(Exercise instructions)
Leaving out the pictures, retype all the material exactly.

##### Data excerpt

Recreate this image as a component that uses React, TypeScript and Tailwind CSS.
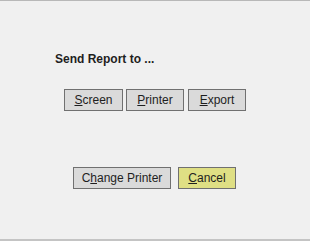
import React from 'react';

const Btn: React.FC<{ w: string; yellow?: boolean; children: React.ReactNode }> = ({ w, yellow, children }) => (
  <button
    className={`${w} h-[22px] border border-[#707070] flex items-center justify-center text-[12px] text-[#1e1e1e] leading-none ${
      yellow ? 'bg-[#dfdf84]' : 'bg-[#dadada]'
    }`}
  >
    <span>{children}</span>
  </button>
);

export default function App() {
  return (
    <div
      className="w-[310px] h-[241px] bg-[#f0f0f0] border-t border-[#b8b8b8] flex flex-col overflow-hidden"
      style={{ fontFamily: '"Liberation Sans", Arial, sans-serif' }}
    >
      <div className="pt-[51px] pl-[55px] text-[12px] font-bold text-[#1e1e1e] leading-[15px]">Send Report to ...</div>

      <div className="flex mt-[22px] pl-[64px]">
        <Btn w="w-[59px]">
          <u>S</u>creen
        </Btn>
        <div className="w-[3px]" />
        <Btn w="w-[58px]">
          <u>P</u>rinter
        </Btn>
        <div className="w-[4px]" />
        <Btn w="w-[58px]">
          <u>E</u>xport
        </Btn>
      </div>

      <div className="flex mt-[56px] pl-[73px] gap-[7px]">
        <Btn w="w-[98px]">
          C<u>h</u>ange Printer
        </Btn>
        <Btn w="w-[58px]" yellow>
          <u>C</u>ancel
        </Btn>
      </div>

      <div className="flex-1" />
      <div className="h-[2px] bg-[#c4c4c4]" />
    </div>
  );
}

##########

(Expected answer)
Recreate this image as a component that uses React, TypeScript and Tailwind CSS.
import React from 'react';

const Btn: React.FC<{ w: string; yellow?: boolean; children: React.ReactNode }> = ({ w, yellow, children }) => (
  <button
    className={`${w} h-[22px] border border-[#707070] flex items-center justify-center text-[12px] text-[#1e1e1e] leading-none ${
      yellow ? 'bg-[#dfdf84]' : 'bg-[#dadada]'
    }`}
  >
    <span>{children}</span>
  </button>
);

export default function App() {
  return (
    <div
      className="w-[310px] h-[241px] bg-[#f0f0f0] border-t border-[#b8b8b8] flex flex-col overflow-hidden"
      style={{ fontFamily: '"Liberation Sans", Arial, sans-serif' }}
    >
      <div className="pt-[51px] pl-[55px] text-[12px] font-bold text-[#1e1e1e] leading-[15px]">Send Report to ...</div>

      <div className="flex mt-[22px] pl-[64px]">
        <Btn w="w-[59px]">
          <u>S</u>creen
        </Btn>
        <div className="w-[3px]" />
        <Btn w="w-[58px]">
          <u>P</u>rinter
        </Btn>
        <div className="w-[4px]" />
        <Btn w="w-[58px]">
          <u>E</u>xport
        </Btn>
      </div>

      <div className="flex mt-[56px] pl-[73px] gap-[7px]">
        <Btn w="w-[98px]">
          C<u>h</u>ange Printer
        </Btn>
        <Btn w="w-[58px]" yellow>
          <u>C</u>ancel
        </Btn>
      </div>

      <div className="flex-1" />
      <div className="h-[2px] bg-[#c4c4c4]" />
    </div>
  );
}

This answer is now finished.